# EXERCISE BRIEF:
Give back the full listing, character for character, with no pictures.

# EXERCISE MATERIAL:
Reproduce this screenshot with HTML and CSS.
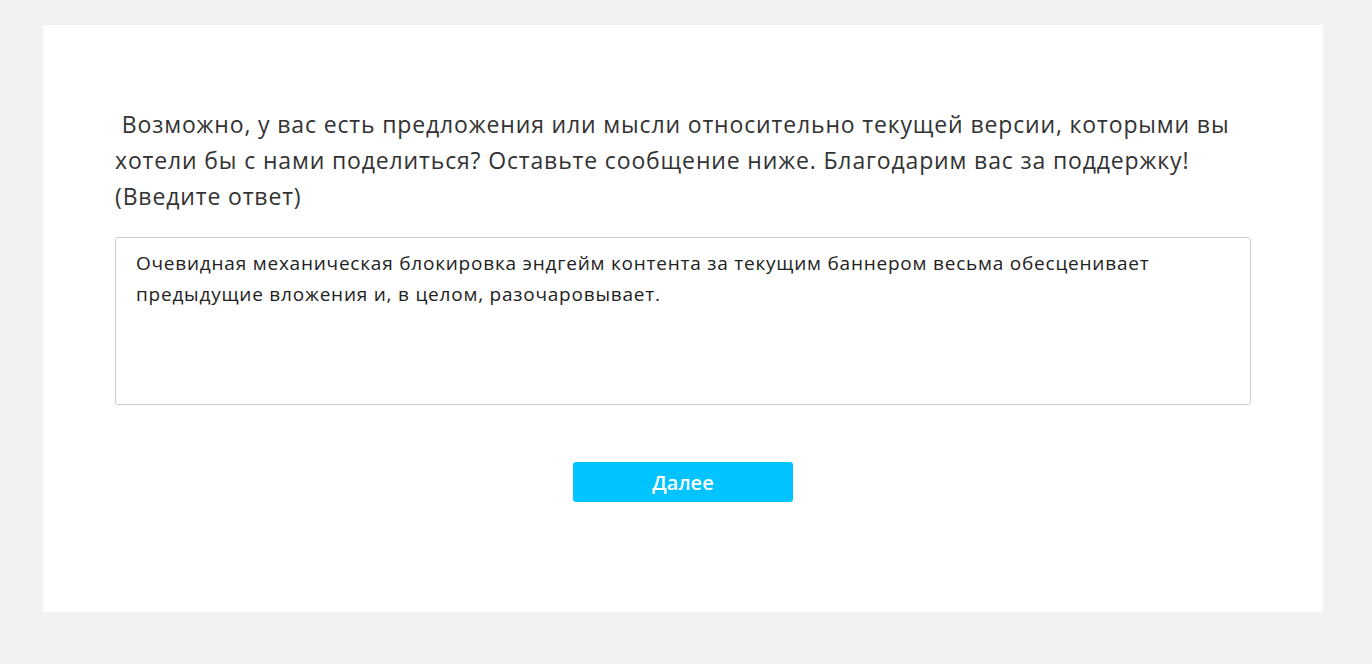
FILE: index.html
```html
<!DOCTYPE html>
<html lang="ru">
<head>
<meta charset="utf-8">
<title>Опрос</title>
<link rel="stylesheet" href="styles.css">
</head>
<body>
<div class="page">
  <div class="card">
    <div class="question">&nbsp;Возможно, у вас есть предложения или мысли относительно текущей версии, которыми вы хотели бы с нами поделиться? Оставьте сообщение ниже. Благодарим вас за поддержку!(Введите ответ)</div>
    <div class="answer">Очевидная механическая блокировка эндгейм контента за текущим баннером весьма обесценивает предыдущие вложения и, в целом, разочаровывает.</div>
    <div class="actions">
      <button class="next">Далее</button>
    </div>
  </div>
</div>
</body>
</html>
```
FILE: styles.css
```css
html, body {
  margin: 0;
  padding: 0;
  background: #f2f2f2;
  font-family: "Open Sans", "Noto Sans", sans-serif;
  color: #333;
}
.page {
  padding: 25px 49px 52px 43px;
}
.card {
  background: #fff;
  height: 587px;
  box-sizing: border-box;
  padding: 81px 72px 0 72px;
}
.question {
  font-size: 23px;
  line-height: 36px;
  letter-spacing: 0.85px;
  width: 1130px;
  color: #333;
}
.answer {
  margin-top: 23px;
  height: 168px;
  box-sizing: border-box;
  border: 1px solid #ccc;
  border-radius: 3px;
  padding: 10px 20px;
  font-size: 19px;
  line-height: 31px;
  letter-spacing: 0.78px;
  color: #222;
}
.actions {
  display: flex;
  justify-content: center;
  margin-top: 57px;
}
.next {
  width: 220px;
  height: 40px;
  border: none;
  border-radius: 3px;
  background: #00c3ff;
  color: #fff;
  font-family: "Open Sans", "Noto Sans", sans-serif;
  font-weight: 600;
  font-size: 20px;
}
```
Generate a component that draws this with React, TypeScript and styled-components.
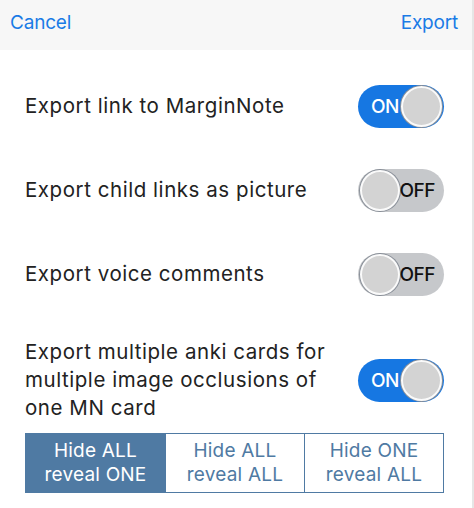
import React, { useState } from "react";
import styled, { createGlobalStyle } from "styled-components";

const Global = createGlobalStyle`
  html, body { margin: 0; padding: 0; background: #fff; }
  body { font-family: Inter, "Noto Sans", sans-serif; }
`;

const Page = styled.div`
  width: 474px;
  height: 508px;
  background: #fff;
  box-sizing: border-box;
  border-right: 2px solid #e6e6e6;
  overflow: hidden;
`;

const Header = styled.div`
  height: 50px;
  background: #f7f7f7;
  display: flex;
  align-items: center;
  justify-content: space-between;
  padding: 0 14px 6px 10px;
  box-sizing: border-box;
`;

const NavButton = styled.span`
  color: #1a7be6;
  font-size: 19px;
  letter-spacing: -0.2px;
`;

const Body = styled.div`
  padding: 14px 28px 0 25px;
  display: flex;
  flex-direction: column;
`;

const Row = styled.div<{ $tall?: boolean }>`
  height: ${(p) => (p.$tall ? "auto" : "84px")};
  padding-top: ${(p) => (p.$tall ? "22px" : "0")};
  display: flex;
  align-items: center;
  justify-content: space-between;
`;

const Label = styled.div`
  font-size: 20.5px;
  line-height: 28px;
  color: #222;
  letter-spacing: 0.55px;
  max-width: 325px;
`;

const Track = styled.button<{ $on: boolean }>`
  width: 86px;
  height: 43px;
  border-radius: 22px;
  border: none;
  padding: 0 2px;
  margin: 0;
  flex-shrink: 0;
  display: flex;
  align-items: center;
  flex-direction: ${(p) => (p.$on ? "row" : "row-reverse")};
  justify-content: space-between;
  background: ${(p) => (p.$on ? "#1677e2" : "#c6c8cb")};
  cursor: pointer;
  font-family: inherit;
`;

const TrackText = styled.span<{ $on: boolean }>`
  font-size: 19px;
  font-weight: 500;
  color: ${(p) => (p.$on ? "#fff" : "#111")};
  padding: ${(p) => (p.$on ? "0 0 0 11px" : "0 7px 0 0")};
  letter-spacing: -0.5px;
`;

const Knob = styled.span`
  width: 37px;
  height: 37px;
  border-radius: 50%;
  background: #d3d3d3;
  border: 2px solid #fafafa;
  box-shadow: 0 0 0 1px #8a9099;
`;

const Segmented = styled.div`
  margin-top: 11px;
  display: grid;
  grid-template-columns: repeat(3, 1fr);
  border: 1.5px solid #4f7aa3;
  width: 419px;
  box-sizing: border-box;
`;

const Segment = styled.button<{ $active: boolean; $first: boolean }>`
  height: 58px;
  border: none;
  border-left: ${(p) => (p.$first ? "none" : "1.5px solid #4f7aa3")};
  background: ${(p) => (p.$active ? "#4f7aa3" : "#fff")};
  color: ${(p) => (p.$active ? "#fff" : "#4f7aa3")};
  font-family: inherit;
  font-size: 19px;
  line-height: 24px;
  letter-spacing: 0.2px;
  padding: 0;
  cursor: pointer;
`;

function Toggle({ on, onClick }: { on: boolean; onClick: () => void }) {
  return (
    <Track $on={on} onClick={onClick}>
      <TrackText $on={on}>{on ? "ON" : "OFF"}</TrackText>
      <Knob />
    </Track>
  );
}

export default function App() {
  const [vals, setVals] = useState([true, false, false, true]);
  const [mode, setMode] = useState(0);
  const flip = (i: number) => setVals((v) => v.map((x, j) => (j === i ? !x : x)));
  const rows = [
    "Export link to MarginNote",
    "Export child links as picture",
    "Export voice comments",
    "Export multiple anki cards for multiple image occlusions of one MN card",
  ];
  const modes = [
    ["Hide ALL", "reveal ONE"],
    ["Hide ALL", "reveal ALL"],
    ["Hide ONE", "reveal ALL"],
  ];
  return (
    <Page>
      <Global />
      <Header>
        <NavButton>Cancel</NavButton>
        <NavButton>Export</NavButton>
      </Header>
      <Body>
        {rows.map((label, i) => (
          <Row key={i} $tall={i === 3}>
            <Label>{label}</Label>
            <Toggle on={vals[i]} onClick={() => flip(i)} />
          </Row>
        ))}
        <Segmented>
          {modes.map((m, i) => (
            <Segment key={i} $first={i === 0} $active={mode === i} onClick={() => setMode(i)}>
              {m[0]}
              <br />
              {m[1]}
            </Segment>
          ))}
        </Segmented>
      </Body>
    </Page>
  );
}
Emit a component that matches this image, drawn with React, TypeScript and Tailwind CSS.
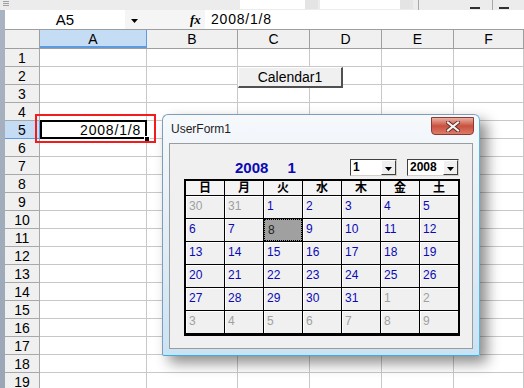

# REPLY TO THE EXERCISE:
Reproduce this screenshot with HTML and CSS.
FILE: index.html
```html
<!DOCTYPE html>
<html lang="ru">
<head>
<meta charset="utf-8">
<title>Опрос</title>
<link rel="stylesheet" href="styles.css">
</head>
<body>
<div class="page">
  <div class="card">
    <div class="question">&nbsp;Возможно, у вас есть предложения или мысли относительно текущей версии, которыми вы хотели бы с нами поделиться? Оставьте сообщение ниже. Благодарим вас за поддержку!(Введите ответ)</div>
    <div class="answer">Очевидная механическая блокировка эндгейм контента за текущим баннером весьма обесценивает предыдущие вложения и, в целом, разочаровывает.</div>
    <div class="actions">
      <button class="next">Далее</button>
    </div>
  </div>
</div>
</body>
</html>
```
FILE: styles.css
```css
html, body {
  margin: 0;
  padding: 0;
  background: #f2f2f2;
  font-family: "Open Sans", "Noto Sans", sans-serif;
  color: #333;
}
.page {
  padding: 25px 49px 52px 43px;
}
.card {
  background: #fff;
  height: 587px;
  box-sizing: border-box;
  padding: 81px 72px 0 72px;
}
.question {
  font-size: 23px;
  line-height: 36px;
  letter-spacing: 0.85px;
  width: 1130px;
  color: #333;
}
.answer {
  margin-top: 23px;
  height: 168px;
  box-sizing: border-box;
  border: 1px solid #ccc;
  border-radius: 3px;
  padding: 10px 20px;
  font-size: 19px;
  line-height: 31px;
  letter-spacing: 0.78px;
  color: #222;
}
.actions {
  display: flex;
  justify-content: center;
  margin-top: 57px;
}
.next {
  width: 220px;
  height: 40px;
  border: none;
  border-radius: 3px;
  background: #00c3ff;
  color: #fff;
  font-family: "Open Sans", "Noto Sans", sans-serif;
  font-weight: 600;
  font-size: 20px;
}
```
Generate a component that draws this with React, TypeScript and styled-components.
import React, { useState } from "react";
import styled, { createGlobalStyle } from "styled-components";

const Global = createGlobalStyle`
  html, body { margin: 0; padding: 0; background: #fff; }
  body { font-family: Inter, "Noto Sans", sans-serif; }
`;

const Page = styled.div`
  width: 474px;
  height: 508px;
  background: #fff;
  box-sizing: border-box;
  border-right: 2px solid #e6e6e6;
  overflow: hidden;
`;

const Header = styled.div`
  height: 50px;
  background: #f7f7f7;
  display: flex;
  align-items: center;
  justify-content: space-between;
  padding: 0 14px 6px 10px;
  box-sizing: border-box;
`;

const NavButton = styled.span`
  color: #1a7be6;
  font-size: 19px;
  letter-spacing: -0.2px;
`;

const Body = styled.div`
  padding: 14px 28px 0 25px;
  display: flex;
  flex-direction: column;
`;

const Row = styled.div<{ $tall?: boolean }>`
  height: ${(p) => (p.$tall ? "auto" : "84px")};
  padding-top: ${(p) => (p.$tall ? "22px" : "0")};
  display: flex;
  align-items: center;
  justify-content: space-between;
`;

const Label = styled.div`
  font-size: 20.5px;
  line-height: 28px;
  color: #222;
  letter-spacing: 0.55px;
  max-width: 325px;
`;

const Track = styled.button<{ $on: boolean }>`
  width: 86px;
  height: 43px;
  border-radius: 22px;
  border: none;
  padding: 0 2px;
  margin: 0;
  flex-shrink: 0;
  display: flex;
  align-items: center;
  flex-direction: ${(p) => (p.$on ? "row" : "row-reverse")};
  justify-content: space-between;
  background: ${(p) => (p.$on ? "#1677e2" : "#c6c8cb")};
  cursor: pointer;
  font-family: inherit;
`;

const TrackText = styled.span<{ $on: boolean }>`
  font-size: 19px;
  font-weight: 500;
  color: ${(p) => (p.$on ? "#fff" : "#111")};
  padding: ${(p) => (p.$on ? "0 0 0 11px" : "0 7px 0 0")};
  letter-spacing: -0.5px;
`;

const Knob = styled.span`
  width: 37px;
  height: 37px;
  border-radius: 50%;
  background: #d3d3d3;
  border: 2px solid #fafafa;
  box-shadow: 0 0 0 1px #8a9099;
`;

const Segmented = styled.div`
  margin-top: 11px;
  display: grid;
  grid-template-columns: repeat(3, 1fr);
  border: 1.5px solid #4f7aa3;
  width: 419px;
  box-sizing: border-box;
`;

const Segment = styled.button<{ $active: boolean; $first: boolean }>`
  height: 58px;
  border: none;
  border-left: ${(p) => (p.$first ? "none" : "1.5px solid #4f7aa3")};
  background: ${(p) => (p.$active ? "#4f7aa3" : "#fff")};
  color: ${(p) => (p.$active ? "#fff" : "#4f7aa3")};
  font-family: inherit;
  font-size: 19px;
  line-height: 24px;
  letter-spacing: 0.2px;
  padding: 0;
  cursor: pointer;
`;

function Toggle({ on, onClick }: { on: boolean; onClick: () => void }) {
  return (
    <Track $on={on} onClick={onClick}>
      <TrackText $on={on}>{on ? "ON" : "OFF"}</TrackText>
      <Knob />
    </Track>
  );
}

export default function App() {
  const [vals, setVals] = useState([true, false, false, true]);
  const [mode, setMode] = useState(0);
  const flip = (i: number) => setVals((v) => v.map((x, j) => (j === i ? !x : x)));
  const rows = [
    "Export link to MarginNote",
    "Export child links as picture",
    "Export voice comments",
    "Export multiple anki cards for multiple image occlusions of one MN card",
  ];
  const modes = [
    ["Hide ALL", "reveal ONE"],
    ["Hide ALL", "reveal ALL"],
    ["Hide ONE", "reveal ALL"],
  ];
  return (
    <Page>
      <Global />
      <Header>
        <NavButton>Cancel</NavButton>
        <NavButton>Export</NavButton>
      </Header>
      <Body>
        {rows.map((label, i) => (
          <Row key={i} $tall={i === 3}>
            <Label>{label}</Label>
            <Toggle on={vals[i]} onClick={() => flip(i)} />
          </Row>
        ))}
        <Segmented>
          {modes.map((m, i) => (
            <Segment key={i} $first={i === 0} $active={mode === i} onClick={() => setMode(i)}>
              {m[0]}
              <br />
              {m[1]}
            </Segment>
          ))}
        </Segmented>
      </Body>
    </Page>
  );
}
Emit a component that matches this image, drawn with React, TypeScript and Tailwind CSS.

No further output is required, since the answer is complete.